Recording technology in the 1920s was primitive by modern standards. Musicians had to crowd around a single horn that captured sound mechanically, and the fidelity was limited. Despite these limitations, recordings preserved performances that would otherwise have been lost and allowed musicians to study and learn from each other’s work.
Ory’s band would be the first New Orleans African American jazz band to record their music, releasing the original composition “Ory’s Creole Trombone” with Sunshine Records in Los Angeles in 1922. This marked an important milestone in ensuring that African American musicians, who had created jazz, were represented in the recorded history of the music.
Radio: Jazz in Every Home
Radio broadcasting expanded dramatically in the 1920s, and jazz was perfect for the new medium. Live broadcasts from nightclubs and ballrooms brought jazz performances into homes across the country. People in small towns far from major cities could hear the same music that was thrilling audiences in New York and Chicago.
Radio helped create national stars and standardized certain aspects of jazz performance. Musicians knew that their broadcasts might be heard by thousands or even millions of people, raising the stakes and the potential rewards of performance.
Controversies and Criticisms
Jazz’s rise to prominence was not without controversy. The music faced criticism from various quarters, often reflecting deeper anxieties about social change and racial attitudes.
Moral Panic and Jazz
Conservative critics attacked jazz as immoral, claiming it encouraged sexual promiscuity, alcohol consumption, and general lawlessness. Some even claimed that jazz was physically harmful, causing nervous disorders or moral degradation. These attacks often had racist undertones, reflecting discomfort with a musical form created by African Americans gaining mainstream popularity.
Religious leaders sometimes condemned jazz as “the devil’s music,” and some communities attempted to ban jazz performances. Despite—or perhaps because of—this opposition, jazz became even more popular among young people eager to rebel against what they saw as outdated restrictions.
Issues of Race and Appropriation
LaRocca and five white band members would adapt and copy the New Orleans style of jazz, and because of the racially-fraught context of the early twentieth century, were able to secure a recording contract before any African American musicians from New Orleans could. The Original Dixieland Jazz Band’s early recordings are regarded as even more problematic because of LaRocca’s later blatant racism and declaration that he “invented” jazz, refusing to credit African American musicians from New Orleans.
This pattern of white musicians profiting from music created by Black artists would recur throughout jazz history and remains a contentious issue. While jazz did eventually help break down some racial barriers, the music industry of the 1920s was deeply segregated, with Black musicians often receiving less pay and recognition than their white counterparts, even when they were more talented and innovative.
Jazz Venues: Where the Music Came Alive
The physical spaces where jazz was performed played a crucial role in the music’s development and social impact.
Dance Halls and Social Clubs
A dance hall where trombonist Kid Ory’s Creole band cultivated jazz improvisation as far back as 1910, Economy Hall was not only a legendary laboratory for jazz improvisation, as was typical of the many social aid and pleasure clubs at that time. These venues provided spaces where musicians could experiment and develop their craft.

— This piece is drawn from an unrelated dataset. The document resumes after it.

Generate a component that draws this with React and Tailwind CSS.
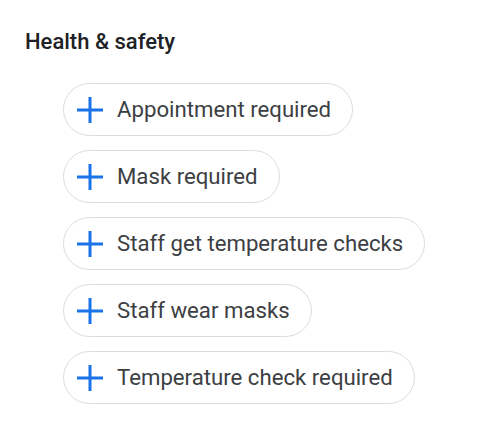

By the mid-1920s, jazz bands were in demand at the Pythian Temple and debutante balls in the mansions of the Garden District, with jazz musicians who had been earning $1.50 a night working in dance halls and saloons in the District ten years earlier now making $25 for a night’s work at these upscale locations. This economic advancement reflected jazz’s growing respectability and mainstream acceptance.
The Speakeasy Scene
Prohibition-era speakeasies became synonymous with jazz in the popular imagination. These illegal clubs, often run by organized crime, provided a steady demand for live music. The association between jazz and speakeasies contributed to the music’s reputation as rebellious and slightly dangerous, which only increased its appeal to young people.
Speakeasies also created a unique social environment where people from different backgrounds mingled more freely than in legal establishments. While racism and segregation certainly persisted, some speakeasies were more integrated than mainstream society, allowing jazz to serve as a bridge across racial divides.
The Global Spread of Jazz
By the end of the 1920s, jazz was no longer just an American phenomenon—it had become an international sensation.
Jazz in Europe
European audiences embraced jazz enthusiastically in the 1920s. American jazz musicians touring Europe were often treated as serious artists in ways they weren’t always respected at home. In Paris particularly, jazz became associated with modernity and sophistication. European musicians began forming their own jazz bands, adapting the American style to local tastes and traditions.
The European embrace of jazz had important implications for American musicians, particularly African Americans. In Europe, Black jazz musicians often encountered less overt racism than in the United States, and some chose to remain abroad. This international recognition helped establish jazz as a serious art form worthy of critical attention.
Jazz and Modernism
Jazz’s influence extended beyond music to other art forms. Visual artists, writers, and dancers drew inspiration from jazz’s improvisational spirit and rhythmic innovations. The Harlem Renaissance saw writers like Langston Hughes incorporating jazz rhythms and themes into poetry. Painters attempted to capture jazz’s energy and spontaneity in visual form.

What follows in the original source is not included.